#### [EXERCISE]
Exactly as written, quote every line that follows, skipping the images.

::::

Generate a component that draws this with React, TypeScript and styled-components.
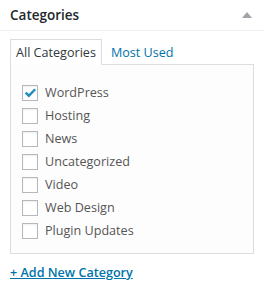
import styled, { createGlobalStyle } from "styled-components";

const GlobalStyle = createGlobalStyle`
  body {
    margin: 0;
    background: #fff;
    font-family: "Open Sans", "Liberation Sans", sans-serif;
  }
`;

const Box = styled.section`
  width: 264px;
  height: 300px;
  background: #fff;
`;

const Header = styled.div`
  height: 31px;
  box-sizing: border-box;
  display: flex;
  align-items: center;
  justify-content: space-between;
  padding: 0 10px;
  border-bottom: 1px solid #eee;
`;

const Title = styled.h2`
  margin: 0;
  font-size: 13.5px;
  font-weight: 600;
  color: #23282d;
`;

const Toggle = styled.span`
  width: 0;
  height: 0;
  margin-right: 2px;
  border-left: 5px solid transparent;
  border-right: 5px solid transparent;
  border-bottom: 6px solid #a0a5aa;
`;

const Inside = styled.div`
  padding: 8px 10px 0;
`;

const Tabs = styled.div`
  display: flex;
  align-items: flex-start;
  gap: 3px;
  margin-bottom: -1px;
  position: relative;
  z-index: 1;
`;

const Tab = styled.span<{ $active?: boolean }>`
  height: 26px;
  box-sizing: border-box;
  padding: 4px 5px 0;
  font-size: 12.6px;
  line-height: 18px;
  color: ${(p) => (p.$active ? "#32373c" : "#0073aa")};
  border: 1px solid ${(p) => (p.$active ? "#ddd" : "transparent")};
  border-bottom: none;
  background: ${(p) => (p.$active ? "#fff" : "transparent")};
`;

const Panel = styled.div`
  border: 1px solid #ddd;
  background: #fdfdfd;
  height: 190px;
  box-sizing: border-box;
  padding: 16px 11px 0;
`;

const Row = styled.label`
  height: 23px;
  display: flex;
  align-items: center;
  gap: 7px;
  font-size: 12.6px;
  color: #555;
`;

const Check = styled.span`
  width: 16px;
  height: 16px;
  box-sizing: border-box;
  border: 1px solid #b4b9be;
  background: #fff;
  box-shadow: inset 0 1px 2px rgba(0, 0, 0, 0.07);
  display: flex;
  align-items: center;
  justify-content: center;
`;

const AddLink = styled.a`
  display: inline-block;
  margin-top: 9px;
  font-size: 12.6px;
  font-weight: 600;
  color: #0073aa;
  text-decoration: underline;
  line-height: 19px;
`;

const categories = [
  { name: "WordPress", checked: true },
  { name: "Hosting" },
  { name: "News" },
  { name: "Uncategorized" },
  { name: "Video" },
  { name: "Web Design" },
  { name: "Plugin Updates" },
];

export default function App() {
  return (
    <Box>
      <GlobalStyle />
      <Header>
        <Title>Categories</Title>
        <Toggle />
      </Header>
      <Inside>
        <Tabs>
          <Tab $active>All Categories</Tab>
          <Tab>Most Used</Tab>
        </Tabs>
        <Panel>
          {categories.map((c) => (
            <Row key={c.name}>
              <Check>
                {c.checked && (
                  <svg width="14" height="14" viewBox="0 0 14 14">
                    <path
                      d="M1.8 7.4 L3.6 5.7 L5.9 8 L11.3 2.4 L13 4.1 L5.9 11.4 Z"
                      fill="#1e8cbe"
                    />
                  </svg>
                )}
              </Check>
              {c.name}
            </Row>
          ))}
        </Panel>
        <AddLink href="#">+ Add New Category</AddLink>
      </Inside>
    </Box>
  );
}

::::

#### [SOLUTION FOR THIS EXERCISE]
Generate a component that draws this with React, TypeScript and styled-components.
import styled, { createGlobalStyle } from "styled-components";

const GlobalStyle = createGlobalStyle`
  body {
    margin: 0;
    background: #fff;
    font-family: "Open Sans", "Liberation Sans", sans-serif;
  }
`;

const Box = styled.section`
  width: 264px;
  height: 300px;
  background: #fff;
`;

const Header = styled.div`
  height: 31px;
  box-sizing: border-box;
  display: flex;
  align-items: center;
  justify-content: space-between;
  padding: 0 10px;
  border-bottom: 1px solid #eee;
`;

const Title = styled.h2`
  margin: 0;
  font-size: 13.5px;
  font-weight: 600;
  color: #23282d;
`;

const Toggle = styled.span`
  width: 0;
  height: 0;
  margin-right: 2px;
  border-left: 5px solid transparent;
  border-right: 5px solid transparent;
  border-bottom: 6px solid #a0a5aa;
`;

const Inside = styled.div`
  padding: 8px 10px 0;
`;

const Tabs = styled.div`
  display: flex;
  align-items: flex-start;
  gap: 3px;
  margin-bottom: -1px;
  position: relative;
  z-index: 1;
`;

const Tab = styled.span<{ $active?: boolean }>`
  height: 26px;
  box-sizing: border-box;
  padding: 4px 5px 0;
  font-size: 12.6px;
  line-height: 18px;
  color: ${(p) => (p.$active ? "#32373c" : "#0073aa")};
  border: 1px solid ${(p) => (p.$active ? "#ddd" : "transparent")};
  border-bottom: none;
  background: ${(p) => (p.$active ? "#fff" : "transparent")};
`;

const Panel = styled.div`
  border: 1px solid #ddd;
  background: #fdfdfd;
  height: 190px;
  box-sizing: border-box;
  padding: 16px 11px 0;
`;

const Row = styled.label`
  height: 23px;
  display: flex;
  align-items: center;
  gap: 7px;
  font-size: 12.6px;
  color: #555;
`;

const Check = styled.span`
  width: 16px;
  height: 16px;
  box-sizing: border-box;
  border: 1px solid #b4b9be;
  background: #fff;
  box-shadow: inset 0 1px 2px rgba(0, 0, 0, 0.07);
  display: flex;
  align-items: center;
  justify-content: center;
`;

const AddLink = styled.a`
  display: inline-block;
  margin-top: 9px;
  font-size: 12.6px;
  font-weight: 600;
  color: #0073aa;
  text-decoration: underline;
  line-height: 19px;
`;

const categories = [
  { name: "WordPress", checked: true },
  { name: "Hosting" },
  { name: "News" },
  { name: "Uncategorized" },
  { name: "Video" },
  { name: "Web Design" },
  { name: "Plugin Updates" },
];

export default function App() {
  return (
    <Box>
      <GlobalStyle />
      <Header>
        <Title>Categories</Title>
        <Toggle />
      </Header>
      <Inside>
        <Tabs>
          <Tab $active>All Categories</Tab>
          <Tab>Most Used</Tab>
        </Tabs>
        <Panel>
          {categories.map((c) => (
            <Row key={c.name}>
              <Check>
                {c.checked && (
                  <svg width="14" height="14" viewBox="0 0 14 14">
                    <path
                      d="M1.8 7.4 L3.6 5.7 L5.9 8 L11.3 2.4 L13 4.1 L5.9 11.4 Z"
                      fill="#1e8cbe"
                    />
                  </svg>
                )}
              </Check>
              {c.name}
            </Row>
          ))}
        </Panel>
        <AddLink href="#">+ Add New Category</AddLink>
      </Inside>
    </Box>
  );
}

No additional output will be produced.